*WORK TO COMPLETE*. Every line below should be copied exactly; drop the pictures.

___

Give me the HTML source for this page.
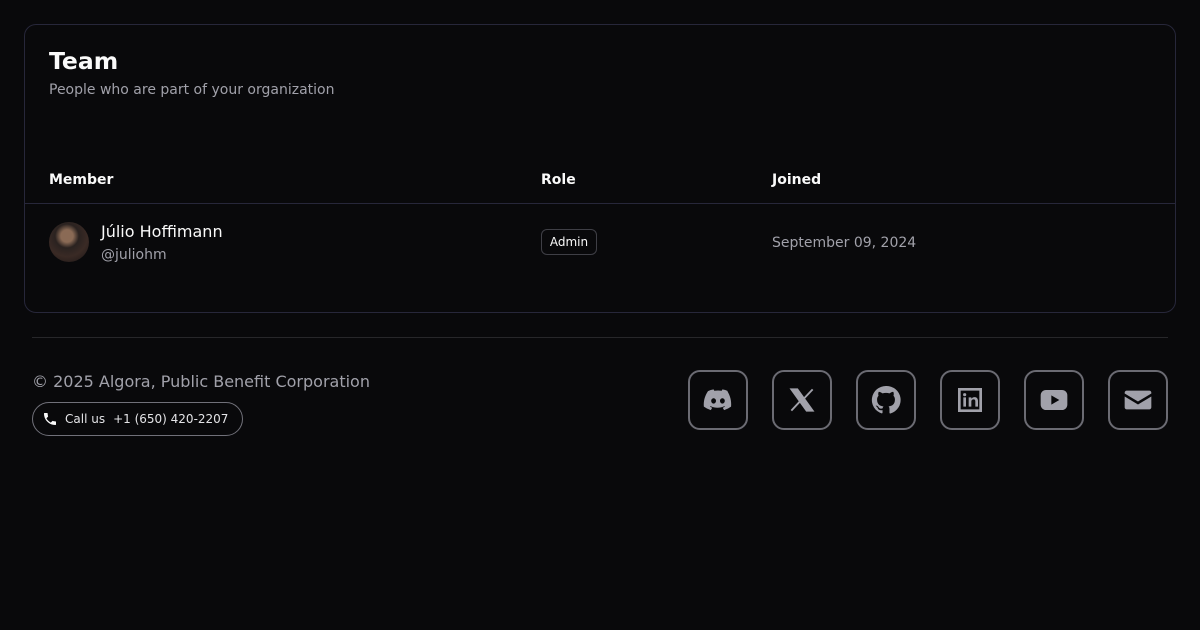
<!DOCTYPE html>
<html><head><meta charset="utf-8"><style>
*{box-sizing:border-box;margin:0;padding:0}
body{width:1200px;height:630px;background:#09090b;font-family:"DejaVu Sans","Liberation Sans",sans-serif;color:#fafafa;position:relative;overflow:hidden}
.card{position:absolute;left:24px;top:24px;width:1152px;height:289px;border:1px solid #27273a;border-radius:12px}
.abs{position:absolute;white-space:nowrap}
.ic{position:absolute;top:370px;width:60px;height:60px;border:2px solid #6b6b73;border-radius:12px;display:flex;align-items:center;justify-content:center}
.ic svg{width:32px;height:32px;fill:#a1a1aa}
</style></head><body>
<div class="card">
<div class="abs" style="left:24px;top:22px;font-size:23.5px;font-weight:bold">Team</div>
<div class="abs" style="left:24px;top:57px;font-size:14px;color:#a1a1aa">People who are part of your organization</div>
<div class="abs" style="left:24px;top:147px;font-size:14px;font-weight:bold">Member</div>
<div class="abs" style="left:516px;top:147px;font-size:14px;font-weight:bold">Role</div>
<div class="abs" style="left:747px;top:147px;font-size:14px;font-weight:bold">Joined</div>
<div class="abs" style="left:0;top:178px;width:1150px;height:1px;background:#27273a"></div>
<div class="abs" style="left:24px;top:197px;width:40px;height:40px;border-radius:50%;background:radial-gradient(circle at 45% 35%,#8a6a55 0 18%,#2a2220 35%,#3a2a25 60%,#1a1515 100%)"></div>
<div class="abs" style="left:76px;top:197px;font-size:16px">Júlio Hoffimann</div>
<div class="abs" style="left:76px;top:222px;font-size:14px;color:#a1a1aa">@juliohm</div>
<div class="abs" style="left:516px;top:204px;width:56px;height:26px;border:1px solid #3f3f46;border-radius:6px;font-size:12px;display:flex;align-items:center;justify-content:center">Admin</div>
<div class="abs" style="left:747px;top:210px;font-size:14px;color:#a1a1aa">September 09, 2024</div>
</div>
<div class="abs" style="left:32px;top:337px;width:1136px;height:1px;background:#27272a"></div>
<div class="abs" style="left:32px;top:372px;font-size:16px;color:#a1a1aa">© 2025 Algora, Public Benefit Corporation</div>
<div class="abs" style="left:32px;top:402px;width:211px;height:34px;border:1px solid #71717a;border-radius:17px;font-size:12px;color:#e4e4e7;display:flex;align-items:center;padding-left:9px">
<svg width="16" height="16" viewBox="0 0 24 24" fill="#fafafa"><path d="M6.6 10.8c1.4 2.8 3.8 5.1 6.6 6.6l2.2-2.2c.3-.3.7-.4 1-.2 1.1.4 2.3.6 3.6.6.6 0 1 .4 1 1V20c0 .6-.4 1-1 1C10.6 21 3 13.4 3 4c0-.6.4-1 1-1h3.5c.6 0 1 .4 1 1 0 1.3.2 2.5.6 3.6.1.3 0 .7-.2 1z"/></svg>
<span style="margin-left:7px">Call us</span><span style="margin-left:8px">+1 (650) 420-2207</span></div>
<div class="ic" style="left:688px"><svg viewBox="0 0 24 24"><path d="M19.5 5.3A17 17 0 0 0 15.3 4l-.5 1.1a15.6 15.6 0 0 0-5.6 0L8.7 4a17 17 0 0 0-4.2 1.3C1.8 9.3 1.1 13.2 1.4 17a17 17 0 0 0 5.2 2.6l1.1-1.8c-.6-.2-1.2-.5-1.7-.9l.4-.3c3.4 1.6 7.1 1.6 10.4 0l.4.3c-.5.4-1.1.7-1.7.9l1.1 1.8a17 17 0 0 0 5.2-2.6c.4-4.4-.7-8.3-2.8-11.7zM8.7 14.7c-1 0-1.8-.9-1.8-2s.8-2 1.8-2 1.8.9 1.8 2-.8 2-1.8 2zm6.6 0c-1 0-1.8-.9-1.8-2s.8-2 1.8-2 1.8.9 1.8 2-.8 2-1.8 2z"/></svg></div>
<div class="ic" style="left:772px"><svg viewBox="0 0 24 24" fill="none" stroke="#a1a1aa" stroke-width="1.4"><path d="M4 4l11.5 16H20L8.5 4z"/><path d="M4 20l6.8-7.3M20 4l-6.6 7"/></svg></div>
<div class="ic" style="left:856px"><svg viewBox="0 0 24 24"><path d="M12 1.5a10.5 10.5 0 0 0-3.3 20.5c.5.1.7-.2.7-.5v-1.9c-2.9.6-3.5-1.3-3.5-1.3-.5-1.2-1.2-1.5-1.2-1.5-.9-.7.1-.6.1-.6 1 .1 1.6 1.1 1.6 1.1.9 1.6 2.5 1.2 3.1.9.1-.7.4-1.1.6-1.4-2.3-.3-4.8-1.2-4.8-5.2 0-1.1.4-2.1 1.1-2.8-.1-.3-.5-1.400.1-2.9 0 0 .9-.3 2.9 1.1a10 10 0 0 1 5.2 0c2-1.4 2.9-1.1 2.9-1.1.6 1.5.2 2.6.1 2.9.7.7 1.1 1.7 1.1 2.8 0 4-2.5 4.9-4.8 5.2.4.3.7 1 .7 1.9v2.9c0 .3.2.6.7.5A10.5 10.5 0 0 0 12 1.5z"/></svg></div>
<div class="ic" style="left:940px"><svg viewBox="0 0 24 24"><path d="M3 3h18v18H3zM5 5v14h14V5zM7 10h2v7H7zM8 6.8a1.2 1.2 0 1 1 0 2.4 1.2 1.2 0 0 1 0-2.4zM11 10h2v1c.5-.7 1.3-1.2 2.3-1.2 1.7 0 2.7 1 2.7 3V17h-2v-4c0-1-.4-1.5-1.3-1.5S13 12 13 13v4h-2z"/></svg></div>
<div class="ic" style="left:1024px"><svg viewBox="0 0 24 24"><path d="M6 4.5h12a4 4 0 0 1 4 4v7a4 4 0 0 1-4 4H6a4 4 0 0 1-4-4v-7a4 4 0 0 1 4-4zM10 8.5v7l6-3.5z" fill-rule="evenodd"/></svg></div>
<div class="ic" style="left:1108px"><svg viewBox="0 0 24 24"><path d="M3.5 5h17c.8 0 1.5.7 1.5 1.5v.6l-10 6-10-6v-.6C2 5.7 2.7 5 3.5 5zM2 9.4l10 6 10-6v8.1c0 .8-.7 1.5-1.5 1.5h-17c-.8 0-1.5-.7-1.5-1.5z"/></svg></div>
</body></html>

___

*OUTPUT OF THE EXERCISE*.
Give me the HTML source for this page.
<!DOCTYPE html>
<html><head><meta charset="utf-8"><style>
*{box-sizing:border-box;margin:0;padding:0}
body{width:1200px;height:630px;background:#09090b;font-family:"DejaVu Sans","Liberation Sans",sans-serif;color:#fafafa;position:relative;overflow:hidden}
.card{position:absolute;left:24px;top:24px;width:1152px;height:289px;border:1px solid #27273a;border-radius:12px}
.abs{position:absolute;white-space:nowrap}
.ic{position:absolute;top:370px;width:60px;height:60px;border:2px solid #6b6b73;border-radius:12px;display:flex;align-items:center;justify-content:center}
.ic svg{width:32px;height:32px;fill:#a1a1aa}
</style></head><body>
<div class="card">
<div class="abs" style="left:24px;top:22px;font-size:23.5px;font-weight:bold">Team</div>
<div class="abs" style="left:24px;top:57px;font-size:14px;color:#a1a1aa">People who are part of your organization</div>
<div class="abs" style="left:24px;top:147px;font-size:14px;font-weight:bold">Member</div>
<div class="abs" style="left:516px;top:147px;font-size:14px;font-weight:bold">Role</div>
<div class="abs" style="left:747px;top:147px;font-size:14px;font-weight:bold">Joined</div>
<div class="abs" style="left:0;top:178px;width:1150px;height:1px;background:#27273a"></div>
<div class="abs" style="left:24px;top:197px;width:40px;height:40px;border-radius:50%;background:radial-gradient(circle at 45% 35%,#8a6a55 0 18%,#2a2220 35%,#3a2a25 60%,#1a1515 100%)"></div>
<div class="abs" style="left:76px;top:197px;font-size:16px">Júlio Hoffimann</div>
<div class="abs" style="left:76px;top:222px;font-size:14px;color:#a1a1aa">@juliohm</div>
<div class="abs" style="left:516px;top:204px;width:56px;height:26px;border:1px solid #3f3f46;border-radius:6px;font-size:12px;display:flex;align-items:center;justify-content:center">Admin</div>
<div class="abs" style="left:747px;top:210px;font-size:14px;color:#a1a1aa">September 09, 2024</div>
</div>
<div class="abs" style="left:32px;top:337px;width:1136px;height:1px;background:#27272a"></div>
<div class="abs" style="left:32px;top:372px;font-size:16px;color:#a1a1aa">© 2025 Algora, Public Benefit Corporation</div>
<div class="abs" style="left:32px;top:402px;width:211px;height:34px;border:1px solid #71717a;border-radius:17px;font-size:12px;color:#e4e4e7;display:flex;align-items:center;padding-left:9px">
<svg width="16" height="16" viewBox="0 0 24 24" fill="#fafafa"><path d="M6.6 10.8c1.4 2.8 3.8 5.1 6.6 6.6l2.2-2.2c.3-.3.7-.4 1-.2 1.1.4 2.3.6 3.6.6.6 0 1 .4 1 1V20c0 .6-.4 1-1 1C10.6 21 3 13.4 3 4c0-.6.4-1 1-1h3.5c.6 0 1 .4 1 1 0 1.3.2 2.5.6 3.6.1.3 0 .7-.2 1z"/></svg>
<span style="margin-left:7px">Call us</span><span style="margin-left:8px">+1 (650) 420-2207</span></div>
<div class="ic" style="left:688px"><svg viewBox="0 0 24 24"><path d="M19.5 5.3A17 17 0 0 0 15.3 4l-.5 1.1a15.6 15.6 0 0 0-5.6 0L8.7 4a17 17 0 0 0-4.2 1.3C1.8 9.3 1.1 13.2 1.4 17a17 17 0 0 0 5.2 2.6l1.1-1.8c-.6-.2-1.2-.5-1.7-.9l.4-.3c3.4 1.6 7.1 1.6 10.4 0l.4.3c-.5.4-1.1.7-1.7.9l1.1 1.8a17 17 0 0 0 5.2-2.6c.4-4.4-.7-8.3-2.8-11.7zM8.7 14.7c-1 0-1.8-.9-1.8-2s.8-2 1.8-2 1.8.9 1.8 2-.8 2-1.8 2zm6.6 0c-1 0-1.8-.9-1.8-2s.8-2 1.8-2 1.8.9 1.8 2-.8 2-1.8 2z"/></svg></div>
<div class="ic" style="left:772px"><svg viewBox="0 0 24 24" fill="none" stroke="#a1a1aa" stroke-width="1.4"><path d="M4 4l11.5 16H20L8.5 4z"/><path d="M4 20l6.8-7.3M20 4l-6.6 7"/></svg></div>
<div class="ic" style="left:856px"><svg viewBox="0 0 24 24"><path d="M12 1.5a10.5 10.5 0 0 0-3.3 20.5c.5.1.7-.2.7-.5v-1.9c-2.9.6-3.5-1.3-3.5-1.3-.5-1.2-1.2-1.5-1.2-1.5-.9-.7.1-.6.1-.6 1 .1 1.6 1.1 1.6 1.1.9 1.6 2.5 1.2 3.1.9.1-.7.4-1.1.6-1.4-2.3-.3-4.8-1.2-4.8-5.2 0-1.1.4-2.1 1.1-2.8-.1-.3-.5-1.400.1-2.9 0 0 .9-.3 2.9 1.1a10 10 0 0 1 5.2 0c2-1.4 2.9-1.1 2.9-1.1.6 1.5.2 2.6.1 2.9.7.7 1.1 1.7 1.1 2.8 0 4-2.5 4.9-4.8 5.2.4.3.7 1 .7 1.9v2.9c0 .3.2.6.7.5A10.5 10.5 0 0 0 12 1.5z"/></svg></div>
<div class="ic" style="left:940px"><svg viewBox="0 0 24 24"><path d="M3 3h18v18H3zM5 5v14h14V5zM7 10h2v7H7zM8 6.8a1.2 1.2 0 1 1 0 2.4 1.2 1.2 0 0 1 0-2.4zM11 10h2v1c.5-.7 1.3-1.2 2.3-1.2 1.7 0 2.7 1 2.7 3V17h-2v-4c0-1-.4-1.5-1.3-1.5S13 12 13 13v4h-2z"/></svg></div>
<div class="ic" style="left:1024px"><svg viewBox="0 0 24 24"><path d="M6 4.5h12a4 4 0 0 1 4 4v7a4 4 0 0 1-4 4H6a4 4 0 0 1-4-4v-7a4 4 0 0 1 4-4zM10 8.5v7l6-3.5z" fill-rule="evenodd"/></svg></div>
<div class="ic" style="left:1108px"><svg viewBox="0 0 24 24"><path d="M3.5 5h17c.8 0 1.5.7 1.5 1.5v.6l-10 6-10-6v-.6C2 5.7 2.7 5 3.5 5zM2 9.4l10 6 10-6v8.1c0 .8-.7 1.5-1.5 1.5h-17c-.8 0-1.5-.7-1.5-1.5z"/></svg></div>
</body></html>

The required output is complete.